Still More Rules for Uncluttering, Rule 3


Perhaps you’ve seen the classic movie Cheaper by the Dozen. The head of the household in this movie was an efficiency expert. (Remember them? Businesses used to hire them all the time. They still do, but now they call them management engineers or industrial engineers.) This particular efficiency expert devoted his life to the study of such things. He found, for example, that it was considerably faster to button his shirt starting at the top and buttoning downward, compared to starting at the bottom and buttoning upward. This little gem of knowledge in itself may not reduce clutter, but efficiency boils down to a maximum of output with a minimum of input, and it’s a concept that’s crucial to managing clutter.

Efficient storage reduces clutter by making it easier to replace things after each use. If it’s easier, it’s more likely to happen. Efficient storage means that what you need is close to where you use it or where you expect it to be. Move things so they are efficiently placed for use and replacement. For example, if the recycling bins are in the far end of the garage, no one is going to use them. In the kitchen, move the silverware and plates to a drawer and cupboard between the table and the dishwasher. Put the glasses between the sink and the dishwasher. And it’s not carved in stone that you store the vacuum in the upstairs closet. Move it downstairs where it’s more convenient.

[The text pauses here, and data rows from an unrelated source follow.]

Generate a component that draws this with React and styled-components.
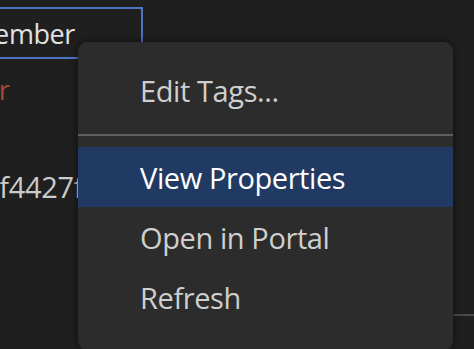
import React from "react";
import styled, { createGlobalStyle } from "styled-components";

const Global = createGlobalStyle`
  html, body { margin: 0; padding: 0; background: #1f1f1f; }
  body { width: 474px; height: 349px; overflow: hidden; font-family: "Open Sans", "Noto Sans", sans-serif; }
  #root { width: 474px; height: 349px; }
`;

const Stage = styled.div`
  position: relative;
  width: 474px;
  height: 349px;
  overflow: hidden;
  background: #1f1f1f;
`;

const Panel = styled.div`
  display: flex;
  flex-direction: column;
  padding-top: 7px;
`;

const InputBox = styled.div`
  width: 163px;
  height: 52px;
  box-sizing: border-box;
  margin-left: -20px;
  border: 2px solid #4f74c4;
  display: flex;
  align-items: center;
  justify-content: flex-end;
  padding-right: 66px;
  overflow: hidden;
`;

const BoxText = styled.span`
  font-size: 27px;
  color: #e2e2e2;
  letter-spacing: -0.4px;
  white-space: nowrap;
  line-height: 1;
`;

const Row = styled.div`
  height: ${(p) => p.$h}px;
  display: flex;
  align-items: flex-end;
  font-size: ${(p) => p.$size}px;
  line-height: 1;
  white-space: nowrap;
  color: ${(p) => p.$color};
  margin-left: ${(p) => p.$shift || 0}px;
  letter-spacing: -0.3px;
`;

const Menu = styled.div`
  position: absolute;
  left: 78px;
  top: 42px;
  width: 375px;
  height: 308px;
  box-sizing: border-box;
  padding-top: 18px;
  background: #2c2c2c;
  border-radius: 9px;
  box-shadow: 0 0 8px rgba(0, 0, 0, 0.55);
  display: flex;
  flex-direction: column;
`;

const Item = styled.div`
  height: 60px;
  display: flex;
  align-items: center;
  padding-left: 62px;
  font-size: 29px;
  letter-spacing: -0.4px;
  color: ${(p) => (p.$active ? "#ffffff" : "#cfcfcf")};
  background: ${(p) => (p.$active ? "#213a63" : "transparent")};
  white-space: nowrap;
`;

const Separator = styled.div`
  height: 2px;
  margin: 14px 0 11px;
  background: #5e5e5e;
`;

const EdgeLine = styled.div`
  position: absolute;
  left: 452px;
  top: 314px;
  width: 22px;
  height: 2px;
  background: #4a4a4a;
`;

export default function App() {
  return (
    <Stage>
      <Global />
      <Panel>
        <InputBox>
          <BoxText>Member</BoxText>
        </InputBox>
        <Row $h={44} $size={27} $color="#a8483a" $shift={-16}>er</Row>
        <Row $h={98} $size={29} $color="#cccccc" $shift={-17}>6f4427f</Row>
      </Panel>
      <EdgeLine />
      <Menu>
        <Item>Edit Tags...</Item>
        <Separator />
        <Item $active>View Properties</Item>
        <Item>Open in Portal</Item>
        <Item>Refresh</Item>
      </Menu>
    </Stage>
  );
}
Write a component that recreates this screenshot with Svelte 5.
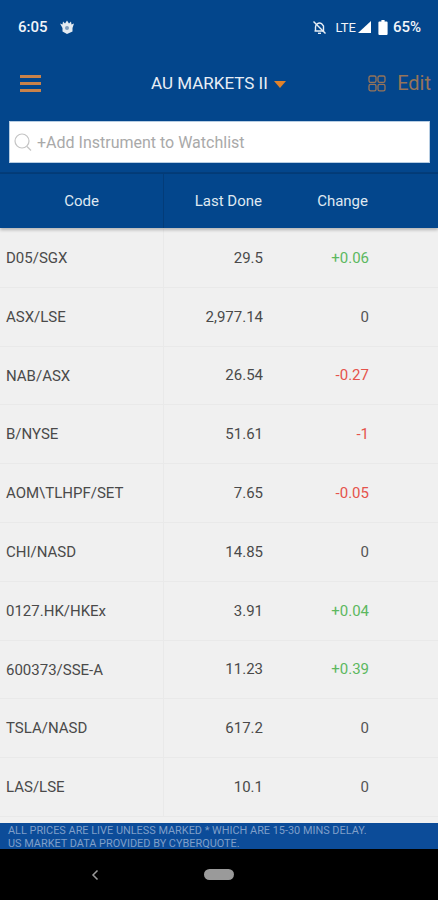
<script>
  const rows = [
    { code: 'D05/SGX', last: '29.5', change: '+0.06', tone: 'up' },
    { code: 'ASX/LSE', last: '2,977.14', change: '0', tone: '' },
    { code: 'NAB/ASX', last: '26.54', change: '-0.27', tone: 'down' },
    { code: 'B/NYSE', last: '51.61', change: '-1', tone: 'down' },
    { code: 'AOM\\TLHPF/SET', last: '7.65', change: '-0.05', tone: 'down' },
    { code: 'CHI/NASD', last: '14.85', change: '0', tone: '' },
    { code: '0127.HK/HKEx', last: '3.91', change: '+0.04', tone: 'up' },
    { code: '600373/SSE-A', last: '11.23', change: '+0.39', tone: 'up' },
    { code: 'TSLA/NASD', last: '617.2', change: '0', tone: '' },
    { code: 'LAS/LSE', last: '10.1', change: '0', tone: '' }
  ];
</script>

<div class="screen">
  <header class="top">
    <div class="status">
      <span class="time">6:05</span>
      <svg class="notif" width="16" height="16" viewBox="0 0 16 16">
        <path d="M1 4.500l2.500 1 .5-3 2 2 2-3 2 3 2-2 .5 3 2.500-1-1.500 4.500v3.500L8 15l-4.500-2.500V9z" fill="#e4ebf2" />
        <circle cx="8" cy="9" r="2" fill="#7d9cbd" />
      </svg>
      <span class="spacer"></span>
      <svg class="mute" width="15" height="15" viewBox="0 0 15 15" fill="none" stroke="#e8eef5" stroke-width="1.400">
        <path d="M3.500 11V7a4 4 0 0 1 6-3.400L11.500 6v5H2.500" />
        <path d="M6 13.300h3" />
        <path d="M1.500 1.500l12 12" />
      </svg>
      <span class="lte">LTE</span>
      <svg class="signal" width="15" height="14" viewBox="0 0 15 14"><path d="M14 1v12H1z" fill="#fff" /></svg>
      <svg class="batt" width="10" height="15" viewBox="0 0 10 15"><path d="M3.400 0h3.200v1.400H8.600a1 1 0 0 1 1 1V14a1 1 0 0 1-1 1H1.400a1 1 0 0 1-1-1V2.400a1 1 0 0 1 1-1h2z" fill="#fff" /></svg>
      <span class="pct">65%</span>
    </div>

    <div class="bar">
      <div class="burger"><i></i><i></i><i></i></div>
      <div class="title">AU MARKETS II <span class="caret"></span></div>
      <div class="edit">
        <svg width="18" height="17" viewBox="0 0 18 17" fill="none" stroke="#96745a" stroke-width="1.300">
          <rect x="1" y="1" width="7" height="6.400" rx="1.600" />
          <rect x="10" y="1" width="7" height="6.400" rx="1.600" />
          <rect x="1" y="9.400" width="7" height="6.400" rx="1.600" />
          <rect x="10" y="9.400" width="7" height="6.400" rx="1.600" />
        </svg>
        <span>Edit</span>
      </div>
    </div>

    <div class="search">
      <svg width="20" height="22" viewBox="0 0 20 22" fill="none" stroke="#c4c4c4" stroke-width="1.200">
        <circle cx="9" cy="10" r="7" />
        <path d="M14 15.500l4 4" />
      </svg>
      <span>+Add Instrument to Watchlist</span>
    </div>
  </header>

  <div class="thead">
    <div class="c-code">Code</div>
    <div class="c-last">Last Done</div>
    <div class="c-change">Change</div>
  </div>

  <div class="list">
    {#each rows as row}
      <div class="row">
        <div class="code">{row.code}</div>
        <div class="last">{row.last}</div>
        <div class="change {row.tone}">{row.change}</div>
      </div>
    {/each}
  </div>

  <footer class="note">
    <div>ALL PRICES ARE LIVE UNLESS MARKED * WHICH ARE 15-30 MINS DELAY.</div>
    <div>US MARKET DATA PROVIDED BY CYBERQUOTE.</div>
  </footer>

  <nav class="sysnav">
    <svg width="10" height="12" viewBox="0 0 10 12" fill="none" stroke="#9a9a9a" stroke-width="1.500"><path d="M7.500 1.500L3 6l4.500 4.500" /></svg>
    <span class="pill"></span>
  </nav>
</div>

<style>
  :global(body) {
    margin: 0;
    background: #000;
  }

  .screen {
    width: 438px;
    height: 900px;
    display: flex;
    flex-direction: column;
    overflow: hidden;
    background: #f0f0f0;
    font-family: Roboto, 'Liberation Sans', sans-serif;
  }

  .top {
    background: #03468c;
    height: 174px;
    box-sizing: border-box;
    border-bottom: 2px solid #033c79;
    flex: none;
  }

  .status {
    height: 54px;
    display: flex;
    align-items: center;
    padding: 0 17px 0 18px;
    color: #f2f5f9;
    font-size: 15px;
    font-weight: 500;
    gap: 3px;
  }

  .time {
    margin-right: 8px;
  }

  .spacer {
    flex: 1;
  }

  .lte {
    font-size: 13px;
    font-weight: 400;
    margin-left: 5px;
  }

  .signal {
    margin-left: -2px;
  }

  .batt {
    margin-left: 3px;
  }

  .pct {
    margin-left: 2px;
  }

  .bar {
    height: 58px;
    display: flex;
    align-items: center;
    position: relative;
    padding: 0 7px 0 20px;
    justify-content: space-between;
  }

  .burger {
    width: 21px;
    display: flex;
    flex-direction: column;
    gap: 4px;
  }

  .burger i {
    display: block;
    height: 3px;
    background: #c9824a;
  }

  .title {
    position: absolute;
    left: 151px;
    color: #e8eef5;
    font-size: 17px;
    display: flex;
    align-items: center;
    white-space: pre;
  }

  .caret {
    width: 0;
    height: 0;
    margin-left: 2px;
    margin-top: 2px;
    border-left: 6.500px solid transparent;
    border-right: 6.500px solid transparent;
    border-top: 7px solid #e0822a;
  }

  .edit {
    display: flex;
    align-items: center;
    gap: 11px;
    color: #96745a;
    font-size: 20px;
  }

  .search {
    margin: 9px 8px 0 9px;
    height: 42px;
    box-sizing: border-box;
    background: #fff;
    border: 1px solid #b7cde2;
    display: flex;
    align-items: center;
    gap: 4px;
    padding-left: 3px;
    color: #a9a9a9;
    font-size: 16px;
  }

  .thead {
    height: 54px;
    flex: none;
    display: flex;
    align-items: center;
    background: #03468c;
    color: #dfe8f1;
    font-size: 15px;
    box-shadow: 0 2px 3px rgba(0, 0, 0, 0.25);
    position: relative;
  }

  .c-code {
    width: 164px;
    text-align: center;
    height: 100%;
    line-height: 54px;
    box-sizing: border-box;
    border-right: 1px solid #033c79;
  }

  .c-last {
    width: 98px;
    text-align: right;
  }

  .c-change {
    width: 106px;
    text-align: right;
  }

  .list {
    flex: 1;
    padding-top: 1px;
  }

  .row {
    height: 58.800px;
    box-sizing: border-box;
    display: flex;
    align-items: center;
    border-bottom: 1px solid #e9e9e9;
    font-size: 15px;
    color: #4a4a4a;
  }

  .code {
    width: 164px;
    padding-left: 6px;
    box-sizing: border-box;
    border-right: 1px solid #e9e9e9;
    height: 100%;
    line-height: 58px;
  }

  .last {
    width: 99px;
    text-align: right;
  }

  .change {
    width: 106px;
    text-align: right;
    color: #555;
  }

  .up {
    color: #5cb85f;
  }

  .down {
    color: #e5534b;
  }

  .note {
    height: 26px;
    flex: none;
    box-sizing: border-box;
    background: #0c4c99;
    color: #7f9fc9;
    font-size: 10.900px;
    line-height: 12.500px;
    padding: 2px 8px 0;
    white-space: nowrap;
  }

  .sysnav {
    height: 51px;
    flex: none;
    background: #000;
    display: flex;
    align-items: center;
    position: relative;
  }

  .sysnav svg {
    margin-left: 90px;
  }

  .pill {
    width: 30px;
    height: 11px;
    border-radius: 6px;
    background: #9a9a9a;
    margin-left: 104px;
  }
</style>
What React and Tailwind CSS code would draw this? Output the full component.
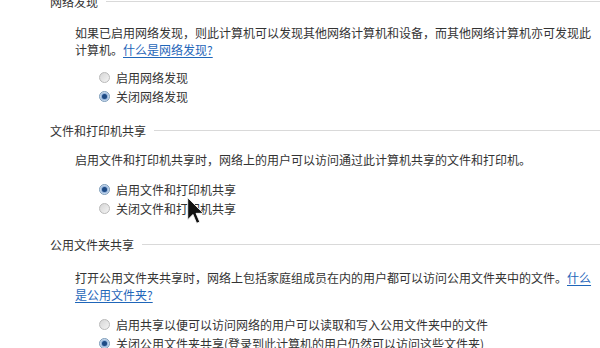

Efficient storage also means that things you use most often are stored in the most easily accessible places. In other words, “hot” items go in “hot” places. “Hot” places are easily reachable ones, such as top drawers, eye-level cupboard shelves, and the front sections of shelves. You’ll have your own list of “hot” items, of course, but it will probably include things like measuring spoons and cups, keys, bottles of spray cleaners, the roll of tape, the corkscrew, the good pair of scissors, the dishwashing soap, etc. Resist the temptation to return rarely used items to a “hot” (and therefore convenient) spot. If you’re not alert, the anchovy paste will end up in front of the powdered cleanser. Or the wood bleach will block your access to the furniture polish.

Store all similar things together, such as all the different sizes and shapes of flower vases you own. When you need one, you only have to look in one place. Also, you’ll have no decision to make after you clean a vase about where to put it. The same applies to food inside the cupboards and even inside the fridge. The easier you make it for things to get put back where they belong, the less clutter will appear. You will also have a fighting chance of finding what you’re looking for if it’s where it belongs. And that can be a surprisingly gratifying experience.